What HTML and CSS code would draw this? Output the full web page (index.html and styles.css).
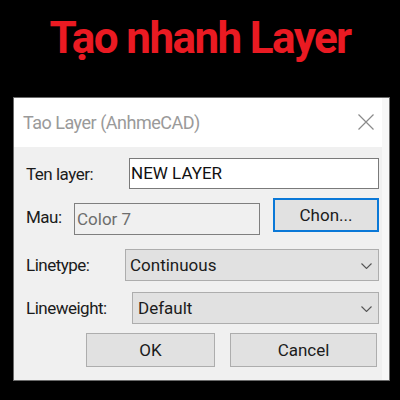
FILE: index.html
```html
<!DOCTYPE html>
<html lang="vi">
<head>
<meta charset="utf-8">
<title>Tạo nhanh Layer</title>
<link rel="stylesheet" href="styles.css">
</head>
<body>
  <header class="banner">
    <h1 class="banner-title">Tạo nhanh Layer</h1>
  </header>
  <div class="dialog">
    <div class="titlebar">
      <span class="titlebar-text">Tao Layer (AnhmeCAD)</span>
      <svg class="close-icon" width="16" height="16" viewBox="0 0 16 16" aria-hidden="true">
        <path d="M0.5 0.5 L15.5 15.5 M15.5 0.5 L0.5 15.5" stroke="#8a8a8a" stroke-width="1.2" fill="none"/>
      </svg>
    </div>
    <div class="dialog-body">
      <div class="row row-name">
        <span class="label">Ten layer:</span>
        <div class="textbox">NEW LAYER</div>
      </div>
      <div class="row row-color">
        <span class="label">Mau:</span>
        <div class="readonly">Color 7</div>
        <div class="btn btn-focus">Chon...</div>
      </div>
      <div class="row row-linetype">
        <span class="label">Linetype:</span>
        <div class="combo combo-linetype">
          <span>Continuous</span>
          <svg class="chevron" width="11" height="6" viewBox="0 0 11 6" aria-hidden="true"><path d="M0.5 0.5 L5.5 5.5 L10.5 0.5" stroke="#555" stroke-width="1.1" fill="none"/></svg>
        </div>
      </div>
      <div class="row row-lineweight">
        <span class="label">Lineweight:</span>
        <div class="combo combo-lineweight">
          <span>Default</span>
          <svg class="chevron" width="11" height="6" viewBox="0 0 11 6" aria-hidden="true"><path d="M0.5 0.5 L5.5 5.5 L10.5 0.5" stroke="#555" stroke-width="1.1" fill="none"/></svg>
        </div>
      </div>
      <div class="row row-actions">
        <div class="btn btn-ok">OK</div>
        <div class="btn btn-cancel">Cancel</div>
      </div>
    </div>
  </div>
</body>
</html>
```

FILE: styles.css
```css
html, body {
  margin: 0;
  padding: 0;
  background: #000;
}

body {
  width: 400px;
  height: 400px;
  overflow: hidden;
  font-family: Roboto, "Liberation Sans", sans-serif;
}

.banner {
  height: 97px;
  box-sizing: border-box;
  padding-top: 16px;
  text-align: center;
}

.banner-title {
  margin: 0;
  font-size: 44px;
  line-height: 44px;
  font-weight: 700;
  letter-spacing: -1.6px;
  color: #ea1a22;
}

.dialog {
  margin-left: 13px;
  width: 377px;
  height: 284px;
  box-sizing: border-box;
  border: 1px solid #6a6a6a;
  padding-right: 7px;
  background: #f7f7f7;
  display: flex;
  flex-direction: column;
}

.titlebar {
  height: 49px;
  background: #fff;
  display: flex;
  align-items: center;
  padding: 0 8px 0 9px;
}

.titlebar-text {
  font-size: 18px;
  letter-spacing: -0.5px;
  color: #9a9a9a;
  flex: 1;
}

.close-icon {
  margin-top: -2px;
}

.dialog-body {
  flex: 1;
  background: #f0f0f0;
  padding: 11px 3px 0 12px;
  display: flex;
  flex-direction: column;
}

.row {
  display: flex;
  align-items: center;
}

.label {
  font-size: 17px;
  letter-spacing: -0.5px;
  color: #1b1b1b;
}

.row-name {
  height: 31px;
}

.textbox {
  margin-left: auto;
  width: 250px;
  height: 31px;
  box-sizing: border-box;
  border: 1px solid #7a7a7a;
  background: #fff;
  padding-left: 1px;
  font-size: 17px;
  line-height: 29px;
  color: #111;
}

.row-color {
  margin-top: 9px;
  height: 37px;
}

.readonly {
  margin-left: auto;
  align-self: flex-end;
  width: 186px;
  height: 32px;
  box-sizing: border-box;
  border: 1px solid #7f7f7f;
  background: #f0f0f0;
  padding-left: 2px;
  font-size: 17px;
  line-height: 30px;
  color: #6d6d6d;
}

.btn {
  box-sizing: border-box;
  height: 34px;
  border: 1px solid #adadad;
  background: #e1e1e1;
  font-size: 17px;
  color: #1b1b1b;
  display: flex;
  align-items: center;
  justify-content: center;
}

.btn-focus {
  align-self: flex-start;
  margin-left: 13px;
  width: 106px;
  border: 2px solid #0a78d7;
}

.row-linetype {
  margin-top: 14px;
}

.row-lineweight {
  margin-top: 11px;
}

.combo {
  margin-left: auto;
  height: 32px;
  box-sizing: border-box;
  border: 1px solid #adadad;
  background: #e1e1e1;
  font-size: 17px;
  color: #1b1b1b;
  display: flex;
  align-items: center;
  justify-content: space-between;
  padding: 0 6px 0 4px;
}

.combo-linetype {
  width: 254px;
}

.combo-lineweight {
  width: 247px;
  padding-left: 5px;
}

.chevron {
  margin-top: 1px;
}

.row-actions {
  margin-top: 9px;
  justify-content: flex-end;
  gap: 15px;
  padding-right: 2px;
}

.btn-ok {
  width: 129px;
}

.btn-cancel {
  width: 147px;
}
```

:::::

Your instructions:
Look for "styles" and pull out every line that has it.

Output of the exercise:
What HTML and CSS code would draw this? Output the full web page (index.html and styles.css).
<link rel="stylesheet" href="styles.css">
FILE: styles.css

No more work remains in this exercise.